*REQUEST*
Scan the lines below for the string "index" and report how many lines contain it, giving only the number.

*PROVIDED RECORDS*

<<<<

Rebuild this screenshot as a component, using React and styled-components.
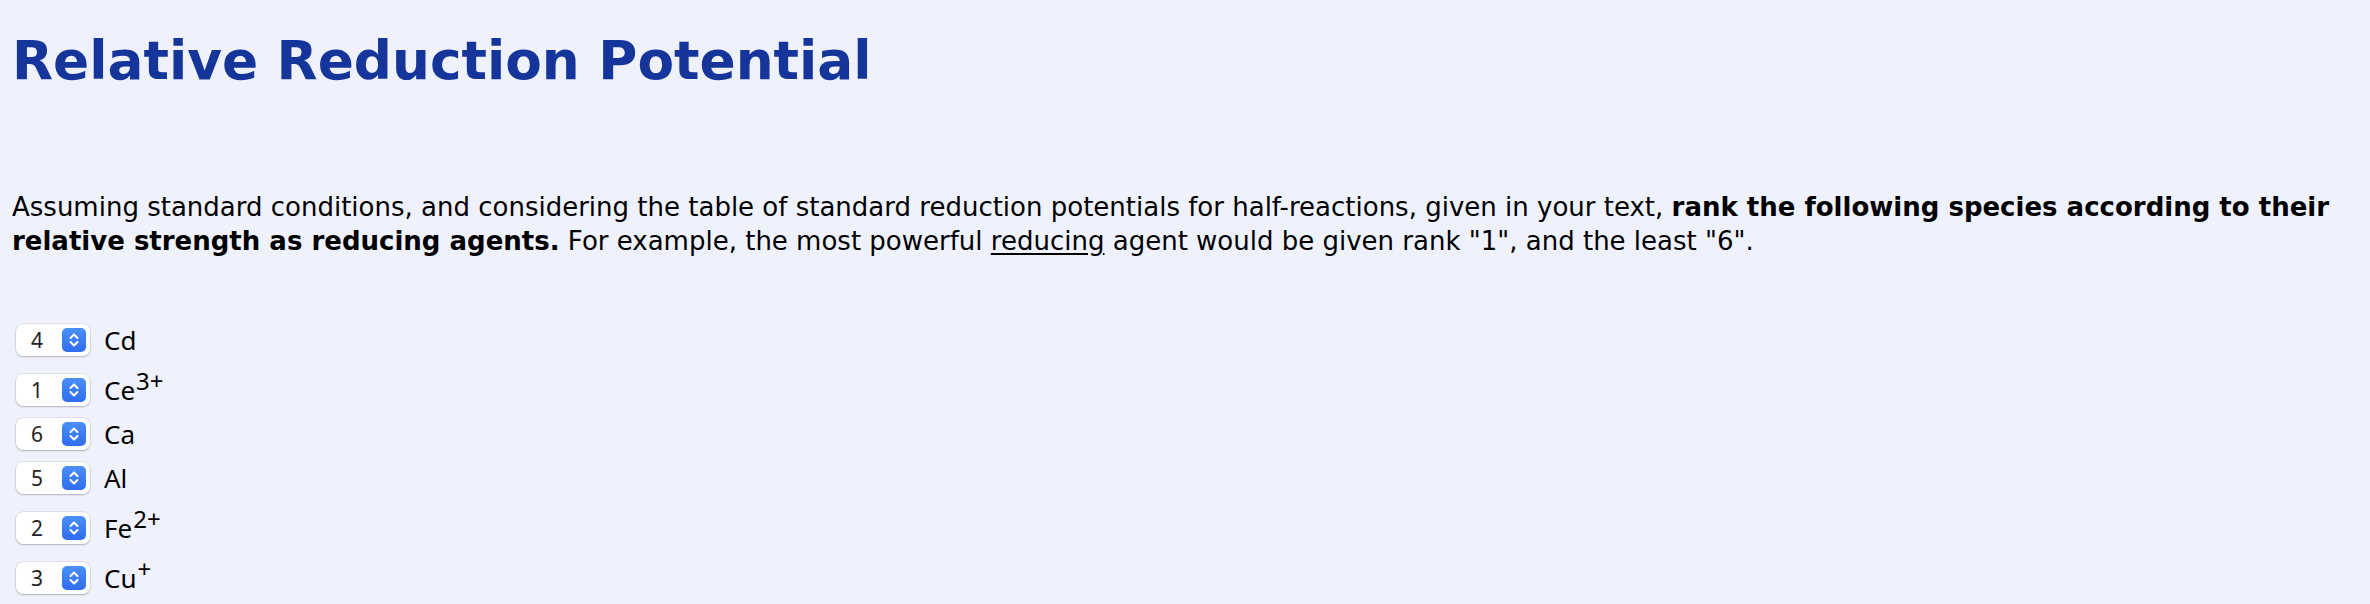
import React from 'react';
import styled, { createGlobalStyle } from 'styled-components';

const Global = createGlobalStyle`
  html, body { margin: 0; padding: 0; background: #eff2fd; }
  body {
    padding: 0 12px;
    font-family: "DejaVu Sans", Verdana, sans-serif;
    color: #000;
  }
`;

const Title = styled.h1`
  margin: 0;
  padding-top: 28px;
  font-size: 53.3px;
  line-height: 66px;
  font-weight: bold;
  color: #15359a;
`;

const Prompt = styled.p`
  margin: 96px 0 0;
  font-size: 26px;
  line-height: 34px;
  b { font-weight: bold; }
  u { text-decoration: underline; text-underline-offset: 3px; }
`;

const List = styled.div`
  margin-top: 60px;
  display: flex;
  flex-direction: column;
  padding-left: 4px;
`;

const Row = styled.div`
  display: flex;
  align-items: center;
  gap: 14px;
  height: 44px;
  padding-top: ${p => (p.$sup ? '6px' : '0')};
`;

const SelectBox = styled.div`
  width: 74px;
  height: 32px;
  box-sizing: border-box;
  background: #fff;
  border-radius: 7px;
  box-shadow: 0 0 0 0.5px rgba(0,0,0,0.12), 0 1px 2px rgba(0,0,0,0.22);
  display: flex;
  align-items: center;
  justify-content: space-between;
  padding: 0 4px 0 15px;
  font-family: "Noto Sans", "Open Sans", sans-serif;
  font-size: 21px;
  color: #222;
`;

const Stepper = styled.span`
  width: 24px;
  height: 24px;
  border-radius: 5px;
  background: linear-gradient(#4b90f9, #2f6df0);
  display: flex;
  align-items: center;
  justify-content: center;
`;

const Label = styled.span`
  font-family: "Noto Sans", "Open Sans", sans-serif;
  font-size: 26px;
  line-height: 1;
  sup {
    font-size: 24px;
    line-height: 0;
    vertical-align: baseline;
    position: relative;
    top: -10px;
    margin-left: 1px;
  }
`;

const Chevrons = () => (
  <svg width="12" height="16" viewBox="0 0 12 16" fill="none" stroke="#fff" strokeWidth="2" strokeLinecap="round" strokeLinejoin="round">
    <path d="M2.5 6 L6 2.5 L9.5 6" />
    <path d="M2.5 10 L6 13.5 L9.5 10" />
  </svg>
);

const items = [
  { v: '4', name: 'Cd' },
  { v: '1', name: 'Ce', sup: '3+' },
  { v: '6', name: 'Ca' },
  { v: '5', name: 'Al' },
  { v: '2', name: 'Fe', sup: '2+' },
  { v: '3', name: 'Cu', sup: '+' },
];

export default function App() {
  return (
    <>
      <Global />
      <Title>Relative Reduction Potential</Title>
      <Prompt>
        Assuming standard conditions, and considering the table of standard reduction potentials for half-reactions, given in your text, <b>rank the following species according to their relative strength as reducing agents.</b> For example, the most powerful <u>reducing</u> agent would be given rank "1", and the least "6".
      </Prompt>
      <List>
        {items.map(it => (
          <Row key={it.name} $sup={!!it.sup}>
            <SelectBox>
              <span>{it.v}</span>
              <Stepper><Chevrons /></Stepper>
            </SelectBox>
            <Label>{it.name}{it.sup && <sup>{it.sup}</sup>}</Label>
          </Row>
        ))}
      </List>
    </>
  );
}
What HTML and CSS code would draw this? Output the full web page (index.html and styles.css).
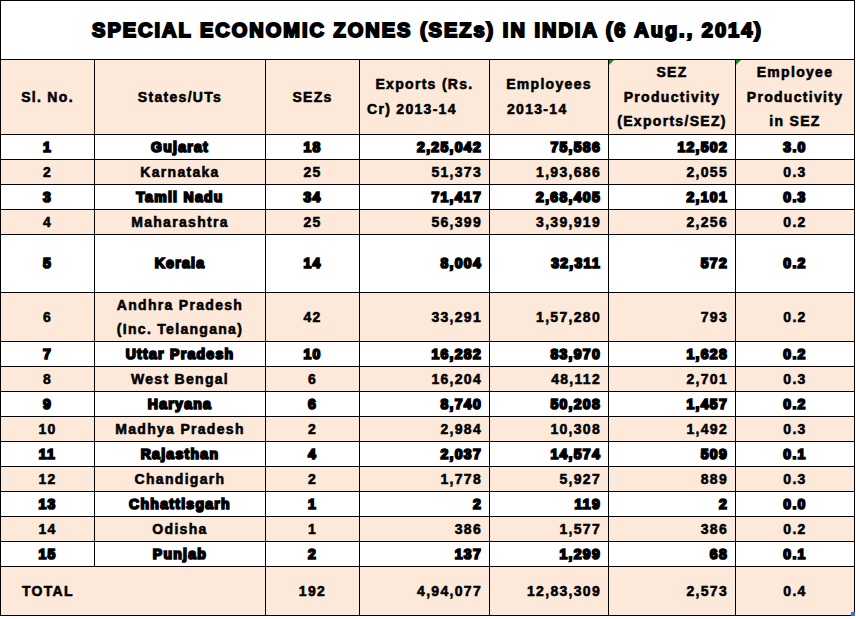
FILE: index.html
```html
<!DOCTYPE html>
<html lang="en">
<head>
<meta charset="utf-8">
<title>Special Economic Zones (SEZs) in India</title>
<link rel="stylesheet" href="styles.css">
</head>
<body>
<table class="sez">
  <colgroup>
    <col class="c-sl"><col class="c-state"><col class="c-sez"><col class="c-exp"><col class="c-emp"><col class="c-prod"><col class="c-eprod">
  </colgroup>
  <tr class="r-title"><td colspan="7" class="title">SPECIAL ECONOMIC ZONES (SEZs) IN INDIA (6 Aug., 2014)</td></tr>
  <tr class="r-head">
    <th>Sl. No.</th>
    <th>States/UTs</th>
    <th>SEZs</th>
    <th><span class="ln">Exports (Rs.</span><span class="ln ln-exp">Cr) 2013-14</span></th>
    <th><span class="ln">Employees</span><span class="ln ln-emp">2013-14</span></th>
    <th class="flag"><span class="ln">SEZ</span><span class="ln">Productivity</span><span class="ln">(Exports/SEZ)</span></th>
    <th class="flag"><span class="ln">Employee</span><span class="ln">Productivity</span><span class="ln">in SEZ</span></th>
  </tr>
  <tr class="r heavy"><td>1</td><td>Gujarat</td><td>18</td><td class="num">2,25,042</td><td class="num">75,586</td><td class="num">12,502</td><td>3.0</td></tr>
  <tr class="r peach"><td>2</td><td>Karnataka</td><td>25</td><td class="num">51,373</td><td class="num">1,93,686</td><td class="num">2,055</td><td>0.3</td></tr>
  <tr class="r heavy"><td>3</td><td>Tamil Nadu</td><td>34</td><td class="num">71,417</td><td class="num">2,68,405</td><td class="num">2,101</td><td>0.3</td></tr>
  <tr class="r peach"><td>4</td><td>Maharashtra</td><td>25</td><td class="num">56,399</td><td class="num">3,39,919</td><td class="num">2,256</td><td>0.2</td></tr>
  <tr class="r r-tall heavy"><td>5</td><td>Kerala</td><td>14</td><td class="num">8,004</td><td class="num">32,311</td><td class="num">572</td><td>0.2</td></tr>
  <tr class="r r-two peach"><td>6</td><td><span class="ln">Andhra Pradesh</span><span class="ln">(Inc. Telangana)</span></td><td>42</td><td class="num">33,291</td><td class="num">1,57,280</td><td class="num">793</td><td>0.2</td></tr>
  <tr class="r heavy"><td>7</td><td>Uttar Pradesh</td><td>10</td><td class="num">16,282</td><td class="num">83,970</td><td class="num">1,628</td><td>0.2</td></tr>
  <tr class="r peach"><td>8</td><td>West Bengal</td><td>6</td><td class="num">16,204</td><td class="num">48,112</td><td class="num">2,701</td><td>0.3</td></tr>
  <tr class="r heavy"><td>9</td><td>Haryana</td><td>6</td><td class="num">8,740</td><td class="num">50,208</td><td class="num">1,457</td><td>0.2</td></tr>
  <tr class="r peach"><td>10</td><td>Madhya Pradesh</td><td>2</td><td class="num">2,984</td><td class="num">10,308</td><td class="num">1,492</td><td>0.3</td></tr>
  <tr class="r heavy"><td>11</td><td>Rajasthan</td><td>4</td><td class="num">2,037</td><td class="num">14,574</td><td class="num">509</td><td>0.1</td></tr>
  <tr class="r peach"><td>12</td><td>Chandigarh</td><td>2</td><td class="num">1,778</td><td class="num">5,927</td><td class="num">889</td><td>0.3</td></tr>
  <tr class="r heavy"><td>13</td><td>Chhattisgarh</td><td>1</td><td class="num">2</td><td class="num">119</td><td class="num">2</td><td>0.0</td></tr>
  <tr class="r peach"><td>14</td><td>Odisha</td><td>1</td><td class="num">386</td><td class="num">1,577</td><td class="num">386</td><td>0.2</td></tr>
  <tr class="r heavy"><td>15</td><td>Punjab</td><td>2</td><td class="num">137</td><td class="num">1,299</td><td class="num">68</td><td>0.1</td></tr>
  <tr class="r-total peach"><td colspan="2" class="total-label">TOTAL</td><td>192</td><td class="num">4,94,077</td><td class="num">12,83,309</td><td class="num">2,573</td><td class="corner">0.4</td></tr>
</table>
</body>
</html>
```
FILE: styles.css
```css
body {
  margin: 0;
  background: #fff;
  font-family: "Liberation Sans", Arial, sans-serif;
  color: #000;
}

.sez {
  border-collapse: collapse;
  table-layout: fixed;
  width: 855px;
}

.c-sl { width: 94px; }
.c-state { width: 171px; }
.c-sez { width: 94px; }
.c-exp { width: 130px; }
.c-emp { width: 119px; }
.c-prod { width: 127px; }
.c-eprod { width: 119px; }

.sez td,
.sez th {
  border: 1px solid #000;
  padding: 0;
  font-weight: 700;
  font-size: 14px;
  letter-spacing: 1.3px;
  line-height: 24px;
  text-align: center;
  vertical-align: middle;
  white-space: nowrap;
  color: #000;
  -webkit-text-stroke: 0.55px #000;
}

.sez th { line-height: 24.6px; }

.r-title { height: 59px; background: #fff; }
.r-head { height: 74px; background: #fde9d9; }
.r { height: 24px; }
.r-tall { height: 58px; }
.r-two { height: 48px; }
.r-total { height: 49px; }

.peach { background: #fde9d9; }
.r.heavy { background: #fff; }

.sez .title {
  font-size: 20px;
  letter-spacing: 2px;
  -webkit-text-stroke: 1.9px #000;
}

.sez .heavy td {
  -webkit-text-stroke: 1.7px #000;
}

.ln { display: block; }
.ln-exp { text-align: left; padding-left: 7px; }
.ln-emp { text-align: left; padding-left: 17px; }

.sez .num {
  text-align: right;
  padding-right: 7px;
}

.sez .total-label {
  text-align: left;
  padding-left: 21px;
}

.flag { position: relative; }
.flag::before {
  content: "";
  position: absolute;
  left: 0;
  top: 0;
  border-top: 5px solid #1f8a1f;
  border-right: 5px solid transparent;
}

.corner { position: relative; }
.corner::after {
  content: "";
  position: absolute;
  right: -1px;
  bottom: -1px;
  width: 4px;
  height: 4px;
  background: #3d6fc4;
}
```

>>>>

*THE RESULT*
2